Dave Cummings is a professor and a very authentic guy. I wonder how many others are living with “chronic stress” and not even aware of it. I wonder how many of you can identify with his thoughts and experiences with stress, anxiety, and depression. This is a very good blog.
Facing Up to Stress, Anxiety, and Depression
Generally speaking, I’m a pretty healthy guy. I watch my cholesterol and try to stay active at the beach and in the mountains. But a few years back, without warning, my health suddenly tanked. I couldn’t keep any food down and I grew too weak to get out of bed some days. Over the next two months I visited every medical specialist in the book, but each one said the same thing: healthy, healthy, healthy. During that same time, my health just continued to deteriorate. How could I possibly be as healthy as they say I am? Something was clearly wrong with me but no one seemed to know what. I was growing desperate.
Then one doctor said something that has since changed my life. “You know Dave,” he remarked after telling me I was in fine form, “I’ve seen these same symptoms in people suffering from chronic stress.” I didn’t buy it. Sure, my life was busy. But whose wasn’t? No, I was handling it all just fine.
Two weeks later I was diagnosed with generalized anxiety disorder and depression due to chronic stress.
A busy career, a full plate at church, a wife and three young children at home, a tight budget. I might have thought that I was handling it all just fine, but in reality, I was living my life right at the breaking point. And I broke.
The apostle Paul challenges us to consider ourselves with “sober judgment” (Romans 12:3). This sort of honest personal reflection doesn’t come naturally to me. My tendency is to plow ahead without looking back much, without considering what I’ve done, what’s been done to me, and how well I’m living out my calling.
If I had been paying more attention I might have noticed that my wife was feeling left behind and disconnected from me. I may have been able to see that my kids were growing up fast and I was missing much of it.
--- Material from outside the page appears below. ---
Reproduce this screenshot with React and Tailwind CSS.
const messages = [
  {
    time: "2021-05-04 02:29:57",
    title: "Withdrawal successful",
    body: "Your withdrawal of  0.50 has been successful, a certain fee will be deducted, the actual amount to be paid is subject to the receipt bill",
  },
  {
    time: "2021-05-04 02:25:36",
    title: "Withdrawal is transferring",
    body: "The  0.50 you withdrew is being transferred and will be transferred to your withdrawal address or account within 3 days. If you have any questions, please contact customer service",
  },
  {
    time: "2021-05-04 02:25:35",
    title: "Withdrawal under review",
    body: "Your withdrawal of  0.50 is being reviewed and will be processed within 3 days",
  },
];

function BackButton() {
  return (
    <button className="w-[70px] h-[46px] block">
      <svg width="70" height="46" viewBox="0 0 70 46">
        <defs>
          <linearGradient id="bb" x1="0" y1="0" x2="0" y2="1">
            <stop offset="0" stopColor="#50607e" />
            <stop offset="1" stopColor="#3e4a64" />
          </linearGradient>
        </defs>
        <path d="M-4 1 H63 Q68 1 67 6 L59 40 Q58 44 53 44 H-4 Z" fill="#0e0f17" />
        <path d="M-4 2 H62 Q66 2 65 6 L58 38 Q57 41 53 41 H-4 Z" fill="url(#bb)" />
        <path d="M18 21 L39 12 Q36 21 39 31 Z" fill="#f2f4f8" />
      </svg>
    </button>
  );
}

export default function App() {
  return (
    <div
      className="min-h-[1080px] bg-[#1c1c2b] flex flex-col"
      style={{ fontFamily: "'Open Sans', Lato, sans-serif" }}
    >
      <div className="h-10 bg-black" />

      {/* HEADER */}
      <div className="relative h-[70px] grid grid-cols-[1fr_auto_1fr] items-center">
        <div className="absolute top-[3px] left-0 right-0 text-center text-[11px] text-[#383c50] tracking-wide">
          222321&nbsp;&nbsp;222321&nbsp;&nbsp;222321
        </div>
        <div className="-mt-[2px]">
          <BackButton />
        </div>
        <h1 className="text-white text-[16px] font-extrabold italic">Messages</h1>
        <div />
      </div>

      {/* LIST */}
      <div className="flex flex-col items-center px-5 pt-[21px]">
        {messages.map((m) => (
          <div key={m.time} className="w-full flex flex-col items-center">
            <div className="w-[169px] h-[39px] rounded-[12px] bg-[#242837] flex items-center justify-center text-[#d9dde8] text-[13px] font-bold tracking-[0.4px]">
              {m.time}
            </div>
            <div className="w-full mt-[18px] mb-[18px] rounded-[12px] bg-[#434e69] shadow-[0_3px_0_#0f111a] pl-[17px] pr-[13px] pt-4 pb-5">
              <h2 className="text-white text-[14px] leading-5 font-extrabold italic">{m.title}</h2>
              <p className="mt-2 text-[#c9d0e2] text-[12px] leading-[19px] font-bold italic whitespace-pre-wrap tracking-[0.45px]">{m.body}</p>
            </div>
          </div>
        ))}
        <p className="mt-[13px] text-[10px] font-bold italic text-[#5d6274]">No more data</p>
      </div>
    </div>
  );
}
I would have known that my church wasn’t getting the best I had to offer, but, like everyone else, was getting just what little of my gifts and strengths that I could spare. I was trying to do a million different things, but in the end I was doing all of them rather poorly. And in the process, I was making myself literally sick.
My chronic stress was making me anxious. I even began having panic attacks, seemingly for no reason at all. That and my underlying depression made it nearly impossible for me to be present in the moment with anyone. I might have been physically present, but my mind was always elsewhere, rehashing the past or catastrophizing the future.
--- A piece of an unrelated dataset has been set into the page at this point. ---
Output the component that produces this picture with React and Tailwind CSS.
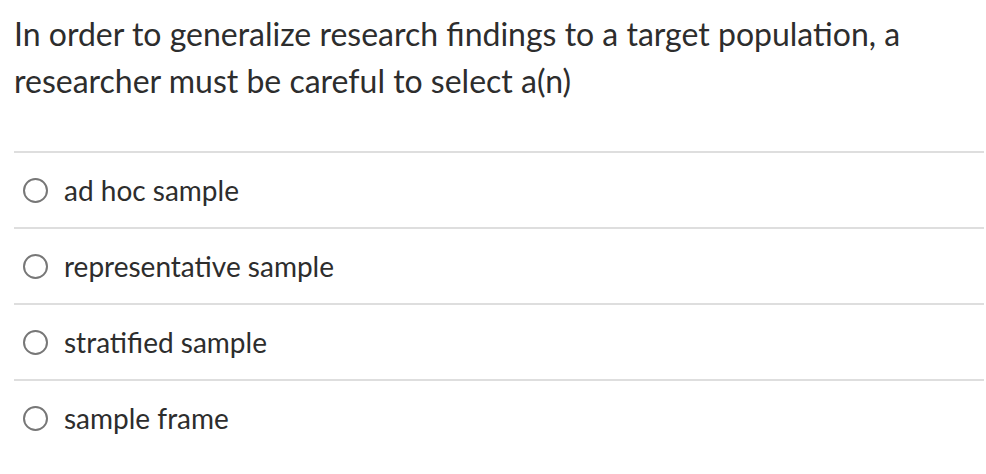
import React from 'react';

const answers = ['ad hoc sample', 'representative sample', 'stratified sample', 'sample frame'];

export default function App() {
  return (
    <div className="w-[986px] h-[474px] bg-white overflow-hidden text-[#2d2d2d]" style={{ fontFamily: 'Lato, "Noto Sans", sans-serif' }}>
      <div className="pl-[14px] pr-[2px] pt-[10px]">
        <p className="text-[32px] leading-[47px] pr-[60px]">
          In order to generalize research findings to a target population, a researcher must be careful to select a(n)
        </p>
        <div className="mt-[47px]">
          {answers.map((a) => (
            <label key={a} className="flex items-center h-[76px] border-t-2 border-[#dedede]">
              <span className="ml-[9px] w-[25px] h-[25px] rounded-full border-2 border-[#777] shrink-0" />
              <span className="ml-[16px] text-[28px] leading-none">{a}</span>
            </label>
          ))}
        </div>
      </div>
    </div>
  );
}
As I have learned to take better care of myself, I’ve experienced the rewards of a healthy life in all of my relationships. I’ve found greater contentment with my career. My ministry efforts are flourishing like never before. And personally, I’ve re-discovered peace, love, and joy, fruits of the Spirit (Galatians 5:22-23) long absent from my life.
I’ve discovered that what my job, my church, and my family really need isn’t every last drop of blood and sweat I can muster. They don’t need me to squeeze myself dry like a sponge. What the world really needs from me is a physically, mentally, emotionally, and spiritually healthy Dave. They need me to be the best version of me I can be, and that means I have to take better care of myself. I need to set and keep clear boundaries. I need to learn to say no, even to perfectly good things, perfectly reasonable requests of my time and resources. I need to learn coping and resilience strategies to better handle the inevitable stressful times.
If I’ve learned anything from this experience, it’s that self-care isn’t selfish. Self-care is not only the best way to offer the best of myself to a world that needs me, but it’s also part of God’s plan for my life as His beloved child. If you’re at the end of your rope, maybe it’s time to re-evaluate your how your time and energy resources are being spent, and ask God for the wisdom and courage to make healthy changes.